22. A fortiori it appears to me that I must take into account the indication given to this prisoner by the Sentence Review Commissioners. I am not bound to fix the minimum period at that level but I must give due weight to the fact that the prisoner considered that this was the period that he would be required to serve to satisfy the requirements of retribution and deterrence.
23. The murder for which the prisoner was sentenced to life imprisonment was self evidently a terrorist crime. The Practice Statement suggests that a tariff of twenty years and upwards is appropriate for this type of killing. It is clear, however, that the prisoner in this case was exploited by more sinister and hardened terrorists.

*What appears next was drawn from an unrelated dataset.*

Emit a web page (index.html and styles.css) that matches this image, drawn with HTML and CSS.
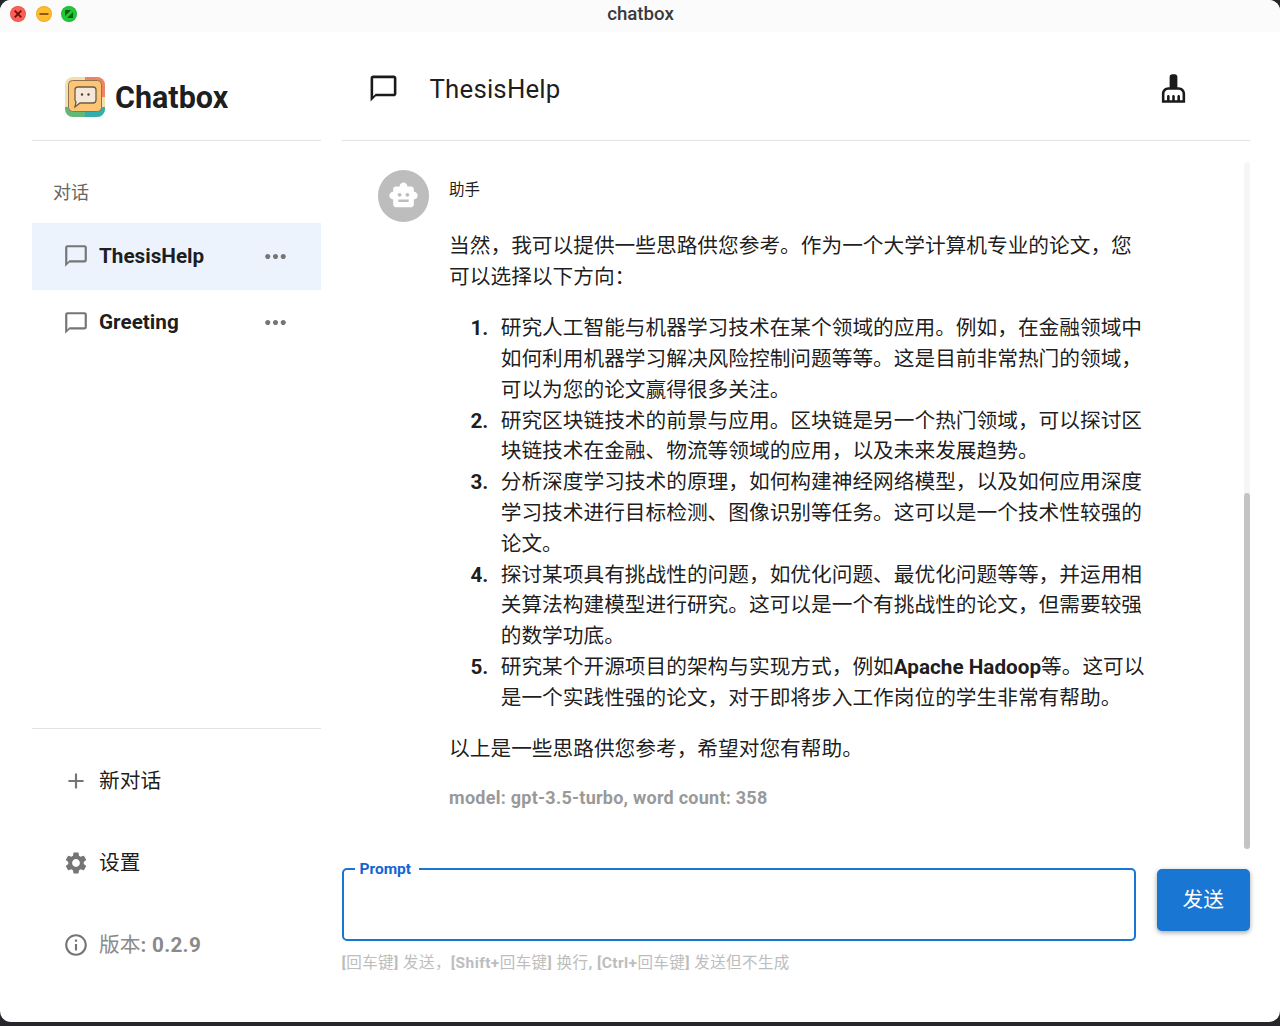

His involvement in this crime, though wholly reprehensible and culpable, is not as deserving of condign punishment as those who were principally responsible for planning and carrying out the murder of the police officer.
24. It is also relevant that the prisoner gave himself up, confessed his role to the police and pleaded guilty to the murder. While there is no clear evidence of remorse, this approach to his involvement in this dreadful crime must be reflected in the choice of tariff.
25. Taking into account these factors and the prisoner’s expectation based on the Sentence Review Commissioners’ determination, I have concluded that the minimum term under article 11 of the 2001 Order should be fixed at fifteen years. This will include the period spent by the prisoner on remand for the offences for which he was sentenced on 25 July 1991.